The Mississippi Supreme Court, faced with confronting a law that could not be sustained on constitutional principles, was likewise faced with rendering a decision that would upset the power elite, those big business, big insurance, big money interests who covet damage caps as a means of avoiding accountability. The powerful, political interests detest juries for the power that the common man and woman can have over big business and health care industry wrongdoers. The bug business lobby's direct hit on the jury system was to remove the jury's power, and replace it with legislation that limits what any jury can do in any case. No matter the evidence, no matter the jury, the most that a plaintiff can recover in non-economic damages is $1 million.
The Mississippi Supreme Court, if it faced the music, would have to overturn this law as an unconstitutional deprivation of the plaintiff's unfettered right to a jury trial and an unconstitutional infringement by the legislative branch of government into the province of the judicial branch of government (a violation of the constitution's separation of powers). So, what did the Court do?
It punted. It cowered from taking the issue head on. Instead, it ruled last month that it did not have to accept the stipulation or the common sense reading of the Learmonth case with regard to the amount of damages. It refused to accept the obvious fact that the non-economic award exceeded the cap. So, on a technicality, the Supreme Court weaseled its way out of a decision on the merits.
Why? Politics. Mississippi is the state where supreme court justice Oliver Diaz was attacked by big business interests as soft on crime. He was later indicted regarding issues relating to his political campaign against these big business interests. Twice. And found not guilty twice. But he lost his re-election bid and was replaced by a tort reformer.
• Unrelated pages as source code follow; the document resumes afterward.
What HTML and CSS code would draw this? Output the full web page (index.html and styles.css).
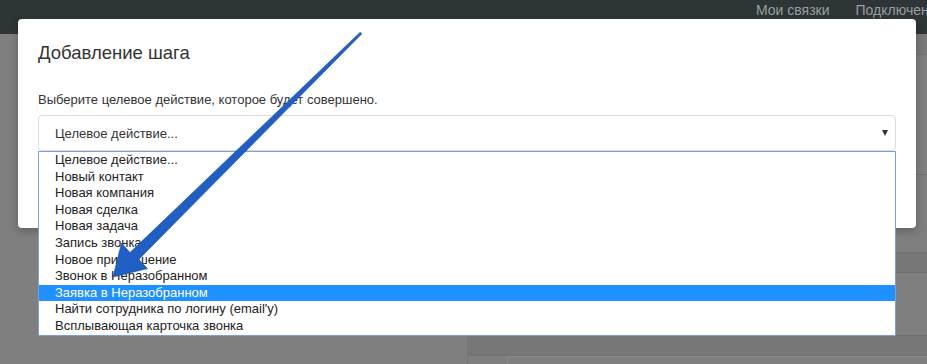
FILE: index.html
```html
<!DOCTYPE html>
<html lang="ru">
<head>
  <meta charset="UTF-8" />
  <meta name="viewport" content="width=device-width, initial-scale=1.0"/>
  <title>Добавление шага</title>
  <link rel="stylesheet" href="styles.css">
</head>
<body>
  <header class="topbar">
    <nav class="topnav">
      <a href="#">Мои связки</a>
      <a href="#">Подключения</a>
    </nav>
  </header>

  <div class="page">
    <div class="page-left"></div>
    <div class="page-right">
      <div class="bg-row bg-row-head"></div>
      <div class="bg-row bg-row-tall"></div>
      <div class="bg-row bg-row-mid"></div>
      <div class="bg-row bg-row-dark"></div>
      <div class="bg-row bg-row-body"></div>
      <div class="bg-row bg-row-dark"></div>
      <div class="bg-panel"></div>
    </div>
  </div>

  <div class="modal">
    <h4 class="modal-title">Добавление шага</h4>
    <p class="modal-text">Выберите целевое действие, которое будет совершено.</p>

    <div class="select-wrap">
      <div class="select">
        <span>Целевое действие...</span>
        <span class="caret"></span>
      </div>
      <ul class="options">
        <li>Целевое действие...</li>
        <li>Новый контакт</li>
        <li>Новая компания</li>
        <li>Новая сделка</li>
        <li>Новая задача</li>
        <li>Запись звонка</li>
        <li>Новое приглашение</li>
        <li>Звонок в Неразобранном</li>
        <li class="active">Заявка в Неразобранном</li>
        <li>Найти сотрудника по логину (email'у)</li>
        <li>Всплывающая карточка звонка</li>
      </ul>
    </div>
  </div>

  <!-- annotation arrow drawn over the screenshot -->
  <svg class="pointer" width="927" height="364" viewBox="0 0 927 364">
    <defs>
      <linearGradient id="arrowFill" x1="0" y1="0" x2="1" y2="1">
        <stop offset="0" stop-color="#2a6fd6"/>
        <stop offset="1" stop-color="#1550b2"/>
      </linearGradient>
    </defs>
    <polygon points="360.2,32.2 130,252.6 121.5,243 113,277 147.5,268.6 138.8,259.4 361.8,33.8"
             fill="url(#arrowFill)" stroke="#164a9c" stroke-width="0.6" stroke-linejoin="round"/>
  </svg>
</body>
</html>
```

FILE: styles.css
```css
body {
  margin: 0;
  width: 927px;
  height: 364px;
  overflow: hidden;
  position: relative;
  background: #7f7f7f;
  font-family: "Liberation Sans", Arial, sans-serif;
  color: #333;
}
.topbar {
  height: 34px;
  background: #2e3536;
}
.topnav {
  display: flex;
  padding-left: 743px;
  white-space: nowrap;
  overflow: hidden;
}
.topnav a {
  padding: 0 13px;
  line-height: 20px;
  font-size: 14px;
  color: #9a9e9e;
  text-decoration: none;
}
.page {
  display: grid;
  grid-template-columns: 467px 1fr;
  height: 330px;
}
.page-left {
  background: #7f7f7f;
}
.page-right {
  display: flex;
  flex-direction: column;
  border-left: 1px solid #747474;
}
.bg-row {
  border-bottom: 1px solid #727272;
  box-sizing: border-box;
}
.bg-row-head {
  height: 21px;
  background: #797979;
}
.bg-row-tall {
  height: 120px;
  background: #7f7f7f;
}
.bg-row-mid {
  height: 78px;
  background: #7f7f7f;
}
.bg-row-dark {
  height: 20px;
  background: #777;
}
.bg-row-body {
  height: 63px;
  background: #7f7f7f;
}
.bg-panel {
  flex: 1;
  margin-left: 39px;
  background: #7f7f7f;
  border-top: 1px solid #8a8a8a;
  border-left: 1px solid #8a8a8a;
}
.modal {
  position: absolute;
  left: 18px;
  top: 19px;
  width: 898px;
  height: 209px;
  box-sizing: border-box;
  padding: 0 20px;
  background: #fff;
  border-radius: 4px;
  box-shadow: 0 3px 9px rgba(0,0,0,0.25);
}
.modal-title {
  margin: 24px 0 0;
  font-size: 18.5px;
  line-height: 20px;
  font-weight: normal;
  color: #333;
}
.modal-text {
  margin: 28px 0 0;
  font-size: 13px;
  line-height: 18px;
}
.select-wrap {
  position: relative;
  margin-top: 6px;
}
.select {
  display: flex;
  justify-content: space-between;
  align-items: center;
  height: 36px;
  box-sizing: border-box;
  padding: 0 7px 0 16px;
  border: 1px solid #dcdcdc;
  border-radius: 4px;
  font-size: 13px;
  color: #333;
}
.caret {
  width: 0;
  height: 0;
  border-left: 3.5px solid transparent;
  border-right: 3.5px solid transparent;
  border-top: 6px solid #333;
}
.options {
  position: absolute;
  top: 36px;
  left: 0;
  right: 0;
  margin: 0;
  padding: 0;
  list-style: none;
  background: #fff;
  border: 1px solid #7b9fd9;
  font-size: 13px;
  color: #222;
}
.options li {
  height: 16.6px;
  line-height: 16.6px;
  padding-left: 16px;
  white-space: nowrap;
}
.options li.active {
  background: #1e90ff;
  color: #fff;
}
.pointer {
  position: absolute;
  left: 0;
  top: 0;
  pointer-events: none;
}
```
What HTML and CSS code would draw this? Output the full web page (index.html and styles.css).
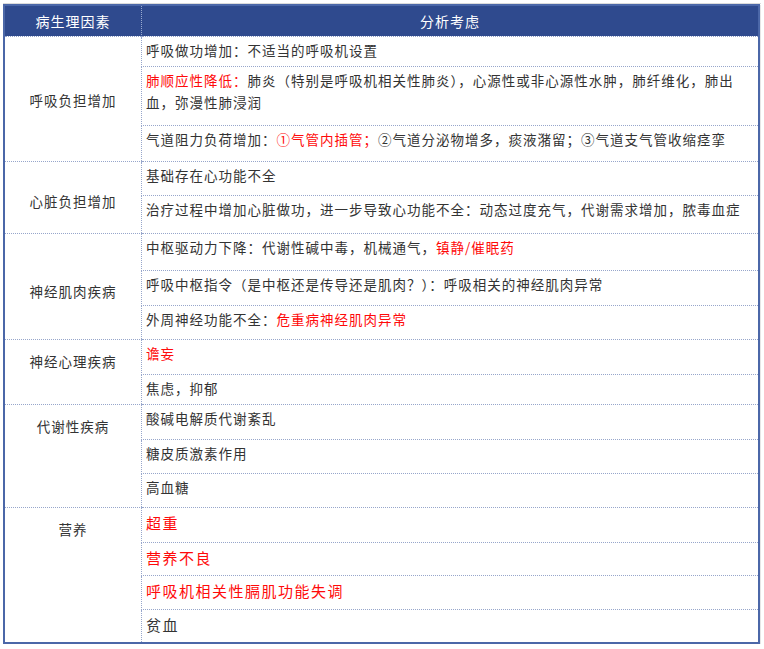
FILE: index.html
```html
<!DOCTYPE html>
<html lang="zh-CN">
<head>
<meta charset="utf-8">
<link rel="stylesheet" href="styles.css">
</head>
<body>
<div class="frame">
<table class="grid">
  <thead>
    <tr class="head">
      <th class="c1">病生理因素</th>
      <th class="c2">分析考虑</th>
    </tr>
  </thead>
  <tbody>
    <tr class="h30">
      <td class="factor g1" rowspan="3">呼吸负担增加</td>
      <td>呼吸做功增加：不适当的呼吸机设置</td>
    </tr>
    <tr class="h59">
      <td><span class="red">肺顺应性降低：</span>肺炎（特别是呼吸机相关性肺炎），心源性或非心源性水肿，肺纤维化，肺出血，弥漫性肺浸润</td>
    </tr>
    <tr class="h36">
      <td>气道阻力负荷增加：<span class="red">①气管内插管；</span>②气道分泌物增多，痰液潴留；③气道支气管收缩痉挛</td>
    </tr>
    <tr class="h34">
      <td class="factor g2" rowspan="2">心脏负担增加</td>
      <td>基础存在心功能不全</td>
    </tr>
    <tr class="h38">
      <td>治疗过程中增加心脏做功，进一步导致心功能不全：动态过度充气，代谢需求增加，脓毒血症</td>
    </tr>
    <tr class="h37">
      <td class="factor g3" rowspan="3">神经肌肉疾病</td>
      <td>中枢驱动力下降：代谢性碱中毒，机械通气，<span class="red">镇静/催眠药</span></td>
    </tr>
    <tr class="h35">
      <td>呼吸中枢指令（是中枢还是传导还是肌肉？）：呼吸相关的神经肌肉异常</td>
    </tr>
    <tr class="h34">
      <td>外周神经功能不全：<span class="red">危重病神经肌肉异常</span></td>
    </tr>
    <tr class="h35">
      <td class="factor g4" rowspan="2">神经心理疾病</td>
      <td><span class="red">谵妄</span></td>
    </tr>
    <tr class="h30">
      <td>焦虑，抑郁</td>
    </tr>
    <tr class="h35">
      <td class="factor g5" rowspan="3">代谢性疾病</td>
      <td>酸碱电解质代谢紊乱</td>
    </tr>
    <tr class="h34">
      <td>糖皮质激素作用</td>
    </tr>
    <tr class="h34">
      <td>高血糖</td>
    </tr>
    <tr class="h35 big">
      <td class="factor g6" rowspan="4">营养</td>
      <td><span class="red">超重</span></td>
    </tr>
    <tr class="h33 big">
      <td><span class="red">营养不良</span></td>
    </tr>
    <tr class="h34 big">
      <td><span class="red">呼吸机相关性膈肌功能失调</span></td>
    </tr>
    <tr class="h34 big">
      <td>贫血</td>
    </tr>
  </tbody>
</table>
</div>
</body>
</html>
```

FILE: styles.css
```css
html, body {
  margin: 0;
  padding: 0;
  background: #ffffff;
}

body {
  padding: 3px 0 0 3px;
  font-family: "Noto Sans CJK SC", "Noto Sans", sans-serif;
  color: #333333;
}

.frame {
  width: 758px;
  border-top: 1px solid #dcdcdc;
}

.grid {
  width: 757px;
  border-collapse: collapse;
  border: 2px solid #4b67a8;
  table-layout: fixed;
  font-size: 13.5px;
  letter-spacing: 1px;
  line-height: 22px;
  box-shadow: 1px 1px 0 #e6e6e6;
}

.grid .c1 {
  width: 136px;
}

.head {
  height: 31px;
  background: #2f4a8e;
  color: #ffffff;
}

.head th {
  font-weight: normal;
  font-size: 14px;
  text-align: center;
  padding: 0;
  border-left: 1px dotted #9aabd0;
}

.head th:first-child {
  border-left: none;
}

.grid td {
  vertical-align: top;
  padding: 2px 16px 0 4px;
  border: 1px dotted #97a6cb;
  border-right: none;
}

.grid td.factor {
  text-align: center;
  padding: 0 4px;
  border-left: none;
}

.g1 { padding-top: 52px !important; }
.g2 { padding-top: 28px !important; }
.g3 { padding-top: 46px !important; }
.g4 { padding-top: 10px !important; }
.g5 { padding-top: 10px !important; }
.g6 { padding-top: 10px !important; }

.big td:not(.factor) {
  font-size: 15px;
  letter-spacing: 1.5px;
  padding-top: 4px;
}

.red {
  color: #ff0a0a;
}

.h30 { height: 30px; }
.h33 { height: 33px; }
.h34 { height: 34px; }
.h35 { height: 35px; }
.h36 { height: 36px; }
.h37 { height: 37px; }
.h38 { height: 38px; }
.h59 { height: 59px; }
```
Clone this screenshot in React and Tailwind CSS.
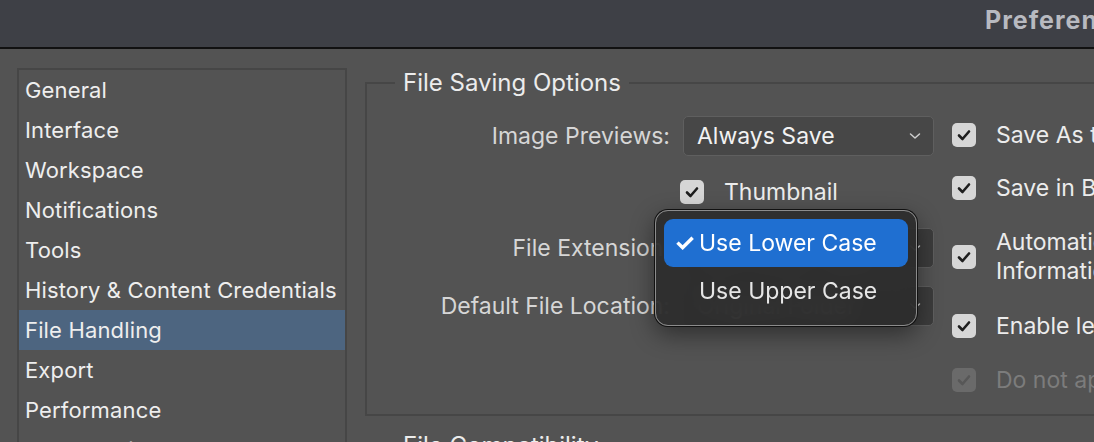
import React from "react";

const font = { fontFamily: "Inter, 'Noto Sans', sans-serif" };

function Check({ dim }) {
  return (
    <div
      className={`w-[24px] h-[24px] rounded-[5px] flex items-center justify-center shrink-0 ${
        dim ? "bg-[#6a6a6a]" : "bg-[#d6d6d6]"
      }`}
    >
      <svg width="14" height="12" viewBox="0 0 14 12">
        <path
          d="M2 6.5 L5.5 10 L12 2.5"
          fill="none"
          stroke={dim ? "#575757" : "#1e1e1e"}
          strokeWidth="2.6"
          strokeLinecap="round"
          strokeLinejoin="round"
        />
      </svg>
    </div>
  );
}

function Chevron() {
  return (
    <svg width="12" height="8" viewBox="0 0 12 8">
      <path d="M1.5 2 L6 6 L10.5 2" fill="none" stroke="#cfcfcf" strokeWidth="1.5" strokeLinecap="round" strokeLinejoin="round" />
    </svg>
  );
}

function Select({ value, dark }) {
  return (
    <div
      className={`w-[251px] h-[40px] rounded-[5px] border border-[#5f5f5f] flex items-center justify-between pl-[13px] pr-[12px] ${
        dark ? "bg-[#3c3c3c]" : "bg-[#474747]"
      }`}
    >
      <span className="text-[23px] text-[#f2f2f2] whitespace-nowrap">{value}</span>
      <Chevron />
    </div>
  );
}

const items = [
  "General",
  "Interface",
  "Workspace",
  "Notifications",
  "Tools",
  "History & Content Credentials",
  "File Handling",
  "Export",
  "Performance",
  "Scratch Disks",
];

export default function App() {
  return (
    <div className="w-[1094px] h-[442px] overflow-hidden bg-[#535353] flex flex-col" style={font}>
      <div className="h-[49px] shrink-0 bg-[#3e4046] border-b-2 border-[#111] flex items-start">
        <span className="ml-[985px] mt-[2px] whitespace-nowrap text-[25px] tracking-[1px] font-bold text-[#b8bac0]">
          Preferences
        </span>
      </div>
      <div className="flex flex-1 min-h-0">
        <div className="ml-[17px] mt-[19px] w-[330px] h-[420px] shrink-0 border-2 border-[#464646]">
          {items.map((it) => (
            <div
              key={it}
              className={`h-[40px] flex items-center pl-[6px] text-[22px] tracking-[0.15px] text-[#eeeeee] whitespace-nowrap ${
                it === "File Handling" ? "bg-[#4d6580]" : ""
              }`}
            >
              {it}
            </div>
          ))}
        </div>
        <div className="ml-[18px] flex flex-col shrink-0">
          <fieldset className="mt-[19px] w-[760px] h-[348px] shrink-0 border-2 border-[#464646] pb-0">
            <legend className="ml-[28px] px-[8px] text-[24px] leading-[30px] text-[#ececec]">File Saving Options</legend>
            <div className="relative flex mt-[18px]">
              <div className="flex flex-col w-[567px]">
                <div className="flex items-center h-[40px]">
                  <span className="w-[303px] text-right text-[23px] text-[#d6d6d6] whitespace-nowrap">Image Previews:</span>
                  <div className="ml-[13px]">
                    <Select value="Always Save" />
                  </div>
                </div>
                <div className="flex items-center h-[40px] mt-[16px]">
                  <div className="ml-[313px]">
                    <Check />
                  </div>
                  <span className="ml-[20px] text-[23px] text-[#ececec]">Thumbnail</span>
                </div>
                <div className="flex items-center h-[40px] mt-[16px]">
                  <span className="w-[303px] text-right text-[23px] text-[#d6d6d6] whitespace-nowrap">File Extension:</span>
                  <div className="ml-[13px]">
                    <Select value="Use Lower Case" dark />
                  </div>
                </div>
                <div className="flex items-center h-[40px] mt-[18px]">
                  <span className="w-[303px] text-right text-[23px] text-[#d6d6d6] whitespace-nowrap">Default File Location:</span>
                  <div className="ml-[13px]">
                    <Select value="Original Folder" dark />
                  </div>
                </div>
              </div>
              <div className="flex flex-col ml-[18px] text-[23px] whitespace-nowrap">
                <div className="flex items-center h-[40px] -mt-[1px]">
                  <Check />
                  <span className="ml-[20px] text-[#ececec]">Save As to Original Folder</span>
                </div>
                <div className="flex items-center h-[40px] mt-[13px]">
                  <Check />
                  <span className="ml-[20px] text-[#ececec]">Save in Background</span>
                </div>
                <div className="flex items-center mt-[20px]">
                  <Check />
                  <span className="ml-[20px] text-[#ececec] leading-[29px]">
                    Automatically Save Recovery
                    <br />
                    Information Every:
                  </span>
                </div>
                <div className="flex items-center h-[40px] mt-[20px]">
                  <Check />
                  <span className="ml-[20px] text-[#ececec]">Enable legacy "Save As"</span>
                </div>
                <div className="flex items-center h-[40px] mt-[14px]">
                  <Check dim />
                  <span className="ml-[20px] text-[#7c7c7c]">Do not append "copy" to filename</span>
                </div>
              </div>
              <div className="absolute left-[288px] top-[94px] w-[262px] h-[116px] rounded-[13px] bg-[#2b2b2b]/90 backdrop-blur-md border border-[#8c8c8c] shadow-[0_0_0_1px_#111,0_8px_24px_rgba(0,0,0,0.45)] p-[8px] flex flex-col">
                <div className="h-[48px] rounded-[9px] bg-[#1f6fd1] flex items-center pl-[10px] text-[23px] text-white whitespace-nowrap">
                  <span className="w-[25px] text-[24px] font-bold leading-none">✓</span>
                  <span>Use Lower Case</span>
                </div>
                <div className="h-[48px] flex items-center pl-[35px] text-[23px] text-[#e6e6e6] whitespace-nowrap">Use Upper Case</div>
              </div>
            </div>
          </fieldset>
          <div className="mt-[12px] ml-[38px] text-[24px] text-[#ececec] whitespace-nowrap shrink-0">File Compatibility</div>
        </div>
      </div>
    </div>
  );
}
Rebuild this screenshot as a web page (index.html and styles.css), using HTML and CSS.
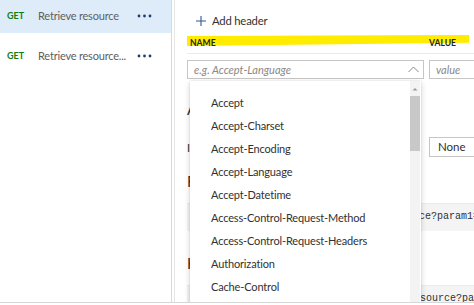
FILE: index.html
```html
<!DOCTYPE html>
<html>
<head>
<meta charset="utf-8">
<link rel="stylesheet" href="styles.css">
</head>
<body>
<div class="app">
  <aside class="sidebar">
    <div class="op op-active">
      <span class="verb">GET</span>
      <span class="op-name">Retrieve resource</span>
      <svg class="dots" width="15" height="4" viewBox="0 0 15 4"><circle cx="2" cy="2" r="1.4" fill="#1f3d73"/><circle cx="7.5" cy="2" r="1.4" fill="#1f3d73"/><circle cx="13" cy="2" r="1.4" fill="#1f3d73"/></svg>
    </div>
    <div class="op">
      <span class="verb">GET</span>
      <span class="op-name">Retrieve resource...</span>
      <svg class="dots" width="15" height="4" viewBox="0 0 15 4"><circle cx="2" cy="2" r="1.4" fill="#1f3d73"/><circle cx="7.5" cy="2" r="1.4" fill="#1f3d73"/><circle cx="13" cy="2" r="1.4" fill="#1f3d73"/></svg>
    </div>
  </aside>
  <main class="main">
    <div class="add-header">
      <svg class="plus" width="10" height="10" viewBox="0 0 10 10"><path d="M5 0V10M0 5H10" stroke="#2b5797" stroke-width="1.1" fill="none"/></svg>
      <span>Add header</span>
    </div>
    <div class="cols">
      <div class="col-label">NAME</div>
      <div class="col-label">VALUE</div>
    </div>
    <div class="inputs">
      <div class="name-input">
        <span class="placeholder">e.g. Accept-Language</span>
        <svg class="chev" width="11" height="7" viewBox="0 0 11 7"><path d="M0.5 6L5.5 1L10.5 6" stroke="#8a8886" stroke-width="1" fill="none"/></svg>
      </div>
      <div class="value-input"><span class="placeholder">value</span></div>
    </div>
    <div class="under">
      <h2 class="sec">Authorization</h2>
      <div class="field-row">
        <span class="field-label">Identity</span>
        <div class="select">None</div>
      </div>
      <h2 class="sec">Request URL</h2>
      <div class="code">https://contoso.azure-api.net/resource?param1=value</div>
      <h2 class="sec sec-http">HTTP request</h2>
      <div class="code code-http">GET https://contoso.azure-api.net/resource?param1=value HTTP/1.1</div>
    </div>
    <div class="dropdown">
      <ul class="options">
        <li>Accept</li>
        <li>Accept-Charset</li>
        <li>Accept-Encoding</li>
        <li>Accept-Language</li>
        <li>Accept-Datetime</li>
        <li>Access-Control-Request-Method</li>
        <li>Access-Control-Request-Headers</li>
        <li>Authorization</li>
        <li>Cache-Control</li>
        <li>Connection</li>
      </ul>
      <div class="scrollbar">
        <svg class="sb-arrow" width="10" height="8" viewBox="0 0 10 8"><path d="M2.5 5.5L5 3L7.5 5.5Z" fill="#9a9a9a"/></svg>
        <div class="sb-thumb"></div>
      </div>
    </div>
  </main>
</div>
</body>
</html>
```
FILE: styles.css
```css
* { box-sizing: border-box; }
html, body { margin: 0; padding: 0; background: #fff; }
body {
  width: 474px;
  height: 305px;
  overflow: hidden;
  font-family: Lato, "Noto Sans", sans-serif;
  color: #323130;
}
.app {
  display: flex;
  height: 303px;
  overflow: hidden;
  border-bottom: 1px solid #d6d6d6;
}
.sidebar {
  width: 172px;
  flex: none;
  border-right: 1px solid #dadada;
  display: flex;
  flex-direction: column;
  gap: 4px;
  margin-top: -3px;
}
.op {
  height: 36px;
  display: flex;
  align-items: center;
  padding-left: 7px;
}
.op-active { background: #deecf9; }
.verb {
  width: 31px;
  font-size: 9px;
  font-weight: 700;
  color: #107c10;
}
.op-name {
  width: 99px;
  font-size: 11px;
  letter-spacing: -0.2px;
  color: #605e5c;
  white-space: nowrap;
}
.dots { flex: none; margin-top: 1px; }
.main {
  flex: 1;
  position: relative;
  margin-left: 2px;
  border-left: 1px solid #e6e6e6;
  padding-left: 12px;
}
.add-header {
  display: flex;
  align-items: center;
  gap: 6px;
  padding: 12px 0 0 9px;
  height: 29px;
  font-size: 11.3px;
  letter-spacing: -0.2px;
  color: #323130;
}
.plus { flex: none; }
.cols {
  position: relative;
  isolation: isolate;
  display: grid;
  grid-template-columns: 237px 60px;
  column-gap: 5px;
  margin-top: 6px;
  height: 11px;
}
.cols::before {
  content: "";
  position: absolute;
  left: 0;
  top: 0;
  width: 282px;
  height: 11px;
  background: #ffec00;
  clip-path: polygon(0 1px, 100% 0, 100% 70%, 0 100%);
  z-index: -1;
}
.col-label {
  font-size: 8.6px;
  font-weight: 700;
  line-height: 11px;
  padding-top: 3px;
  padding-left: 3px;
  color: #252423;
  white-space: nowrap;
}
.col-label + .col-label { padding-left: 0; }
.inputs {
  display: grid;
  grid-template-columns: 237px 1fr;
  column-gap: 5px;
  margin-top: 7px;
  border-top: 1px solid #edebe9;
  padding-top: 6px;
}
.name-input, .value-input {
  height: 19px;
  border: 1px solid #c8c6c4;
  display: flex;
  align-items: center;
  padding-left: 6px;
}
.value-input { border-right: none; }
.name-input { justify-content: space-between; padding-right: 4px; }
.placeholder {
  font-size: 11px;
  font-style: italic;
  color: #8a8886;
}
.under {
  padding-top: 20px;
}
.sec {
  margin: 0;
  font-size: 15px;
  font-weight: 400;
  line-height: 20px;
  color: #323130;
}
.field-row {
  display: grid;
  grid-template-columns: 237px 1fr;
  column-gap: 5px;
  align-items: center;
  margin: 18px 0 14px;
}
.field-label { font-size: 11px; }
.select {
  height: 20px;
  border: 1px solid #c8c6c4;
  border-right: none;
  font-size: 11.5px;
  line-height: 18px;
  padding-left: 8px;
  color: #323130;
}
.code {
  margin-top: 12px;
  background: #f4f4f4;
  border-top: 1px solid #ebebeb;
  padding: 6px 0 8px 16px;
  font-family: "Liberation Mono", monospace;
  font-size: 10px;
  line-height: 13px;
  height: 28px;
  white-space: nowrap;
  color: #323130;
}
.code-http { padding-left: 17px; }
.sec-http { margin-top: 22px; }
.dropdown {
  position: absolute;
  left: 15px;
  top: 81px;
  width: 231px;
  height: 240px;
  background: #fff;
  box-shadow: 0 2px 6px rgba(0,0,0,0.18), 0 0 2px rgba(0,0,0,0.1);
  display: flex;
}
.options {
  list-style: none;
  margin: 0;
  padding: 10px 0 0 21px;
  flex: 1;
}
.options li {
  height: 23px;
  line-height: 23px;
  font-size: 11px;
  letter-spacing: -0.15px;
  color: #323130;
  white-space: nowrap;
}
.scrollbar {
  width: 10px;
  flex: none;
  background: #f3f3f3;
  margin-right: 1px;
  padding-top: 4px;
  display: flex;
  flex-direction: column;
  align-items: center;
}
.sb-thumb {
  margin-top: 3px;
  width: 10px;
  height: 55px;
  background: #c8c8c8;
}
```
Mississippi elects their Supreme Court justices as if they were candidates for the legislature or the executive branch. Too often, you get what you pay for in politics. And in Mississippi, as in all states where supreme court justices are elected, what that means is a judicial branch as corrupted by politics as the other two. Where politics encroach upon the judicial branch, the independence of the judiciary is the first casualty. The second casualty is equal justice under law. The third casualty are our constitutional rights.
In the Learmonth case, with regard to damage caps, the Court owed the state of Mississippi, not to mention the United States Court of Appeals for the 5th Circuit and the parties in the case, an answer. Either way, an independent court should be free to answer the federal court's question yes or no. By cowering from its obligation, the Mississippi Supreme Court disappointed us all. It can only be explained by politics, and that is a shame for our system of justice, and a black eye for our democracy.